Which reminded me, by contrast, of a call I had once made upon a certain Northern family, conspicuously rich and conspicuously new. While waiting in the drawing-room, I observed four different crests, or coats-of-arms, framed and hanging in a separate place, smirking to one another in token of their youthful fortune; for the lines had fallen unto them in pleasant places.

Soon the mistress of the mansion swept into the room, her locomotion accompanied by a wealthy sound, silk skirts calling unto silk skirts as deep calleth unto deep. A little pleasant conversation ensued, which, among other things informed me that the Turkish rug beneath me had cost six hundred dollars; whereupon I anxiously lifted my unworthy feet, my emotion rising with them. After both had subsided, I sought to stir the sacred pool of memory, pointing reverently to one of the aforesaid emblems of heraldry.

"That is your family coat-of-arms, Mrs. Brown, is it not?" I asked, throwing wide the door for the return of the noble dead.

"Yes," she answered proudly, "that is my one, and that one there is Mr. Brown's, and those other two are the children's; the yellow one is Victoria's and the red one is Louisa Alexandra's. Mr. Brown bought them in New York, and we thought when we were getting them we might just as well get one apiece for the children too."

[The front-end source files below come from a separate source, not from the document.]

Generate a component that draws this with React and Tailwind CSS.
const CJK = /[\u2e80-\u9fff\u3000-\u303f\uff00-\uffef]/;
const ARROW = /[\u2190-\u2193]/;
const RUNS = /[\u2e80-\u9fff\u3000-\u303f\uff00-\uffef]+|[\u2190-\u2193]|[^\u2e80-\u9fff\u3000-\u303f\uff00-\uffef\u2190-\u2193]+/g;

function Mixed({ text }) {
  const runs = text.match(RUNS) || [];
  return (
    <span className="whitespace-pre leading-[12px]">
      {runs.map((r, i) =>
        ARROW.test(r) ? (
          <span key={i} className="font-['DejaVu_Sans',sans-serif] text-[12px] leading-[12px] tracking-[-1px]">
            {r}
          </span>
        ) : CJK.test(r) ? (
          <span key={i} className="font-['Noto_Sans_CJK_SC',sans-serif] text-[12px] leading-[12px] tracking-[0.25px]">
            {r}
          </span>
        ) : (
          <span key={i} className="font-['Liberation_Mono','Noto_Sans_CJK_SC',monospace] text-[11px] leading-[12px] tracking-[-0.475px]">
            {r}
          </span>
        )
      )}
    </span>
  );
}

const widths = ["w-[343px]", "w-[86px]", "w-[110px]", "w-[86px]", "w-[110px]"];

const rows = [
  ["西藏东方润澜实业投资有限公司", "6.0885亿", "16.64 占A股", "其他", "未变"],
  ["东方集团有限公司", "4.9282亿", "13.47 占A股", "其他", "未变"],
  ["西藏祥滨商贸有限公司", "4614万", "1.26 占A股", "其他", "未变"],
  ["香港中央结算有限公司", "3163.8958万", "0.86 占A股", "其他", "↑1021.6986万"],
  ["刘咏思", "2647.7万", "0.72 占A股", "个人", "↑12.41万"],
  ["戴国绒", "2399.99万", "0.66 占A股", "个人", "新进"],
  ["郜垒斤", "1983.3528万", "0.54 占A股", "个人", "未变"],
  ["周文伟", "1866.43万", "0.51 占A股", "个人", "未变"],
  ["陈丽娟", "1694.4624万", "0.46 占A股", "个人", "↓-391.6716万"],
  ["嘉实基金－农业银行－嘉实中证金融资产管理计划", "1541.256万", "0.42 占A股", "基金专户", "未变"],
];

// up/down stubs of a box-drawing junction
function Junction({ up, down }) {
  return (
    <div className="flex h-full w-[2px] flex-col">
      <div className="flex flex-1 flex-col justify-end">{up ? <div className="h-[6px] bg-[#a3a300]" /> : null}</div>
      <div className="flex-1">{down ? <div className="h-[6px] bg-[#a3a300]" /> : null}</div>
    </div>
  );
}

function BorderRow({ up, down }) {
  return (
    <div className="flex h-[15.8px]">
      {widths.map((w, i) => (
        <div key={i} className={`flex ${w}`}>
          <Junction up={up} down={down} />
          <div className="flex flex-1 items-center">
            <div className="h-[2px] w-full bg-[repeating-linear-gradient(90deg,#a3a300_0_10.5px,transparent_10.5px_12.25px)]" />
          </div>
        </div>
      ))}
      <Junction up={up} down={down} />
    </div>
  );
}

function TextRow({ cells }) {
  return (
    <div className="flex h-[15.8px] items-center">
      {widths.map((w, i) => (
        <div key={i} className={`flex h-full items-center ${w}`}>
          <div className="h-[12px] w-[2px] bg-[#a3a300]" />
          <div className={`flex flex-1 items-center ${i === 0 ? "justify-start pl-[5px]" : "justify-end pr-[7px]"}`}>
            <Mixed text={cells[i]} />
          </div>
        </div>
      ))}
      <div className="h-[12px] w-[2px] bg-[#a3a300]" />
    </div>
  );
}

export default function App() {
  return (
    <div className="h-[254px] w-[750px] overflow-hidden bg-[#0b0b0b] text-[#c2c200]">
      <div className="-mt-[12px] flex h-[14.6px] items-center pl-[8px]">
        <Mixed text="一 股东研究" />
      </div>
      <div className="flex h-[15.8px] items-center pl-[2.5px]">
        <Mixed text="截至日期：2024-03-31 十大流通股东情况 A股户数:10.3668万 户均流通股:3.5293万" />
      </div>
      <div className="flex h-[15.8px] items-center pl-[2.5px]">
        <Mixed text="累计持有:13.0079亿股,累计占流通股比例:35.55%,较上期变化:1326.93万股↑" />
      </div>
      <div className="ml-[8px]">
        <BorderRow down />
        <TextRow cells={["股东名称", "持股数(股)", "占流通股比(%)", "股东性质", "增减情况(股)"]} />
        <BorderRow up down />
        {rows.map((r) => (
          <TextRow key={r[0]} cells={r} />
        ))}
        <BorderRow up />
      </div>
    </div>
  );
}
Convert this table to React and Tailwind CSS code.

How rich and reckless, I reflected, is the spendthrift generosity of our new world rich!

I could not but recall how those mean old English families make one such emblem do for centuries, and the children have to be content with its rusty symbols. But this lavish enterprise cheered me by its refreshing contrast; for every one was new, and each child had one for its very own.

There is no need to dwell on the succeeding Sabbath. St. Andrew's church bore everywhere the evidences of wealth and refinement. Large and sympathetic congregations were before me, evidently hospitable to the truth; for Huguenot and Scotch-Irish blood does not lose its ruling passion, and South Carolina has its generous portion of them both.

I sorely missed the psalms, without which, to those who have acquired the stern relish, a service lacks its greatest tonic. But my poor efforts seemed well received and the flood of Southern fervour burst forth later on, as we sat around the Vardells' dinner table.

I was being initiated into the mystic sweets of "syllabub," a Southern concoction of which my sober Scotch folks had never heard. Whoso takes it may not look upon the wine when it is red, for its glow is muffled by various other moral things; but the wine, waiting patiently at the bottom, cometh at last unto its own; and the glow which was absent from the cup may be soon detected upon the face of him who took it, beguiled by the innocent foliage amidst which the historic serpent lurks.

Webster defines it as a dish of cream, flavoured with wine, and beaten to a froth. But Webster was from Massachusetts and his advantages were few. The cultured Southerner, more versed in luxury than language, knoweth well that it is a dish of wine, flavoured with cream, and not beaten at all since the foundation of the world.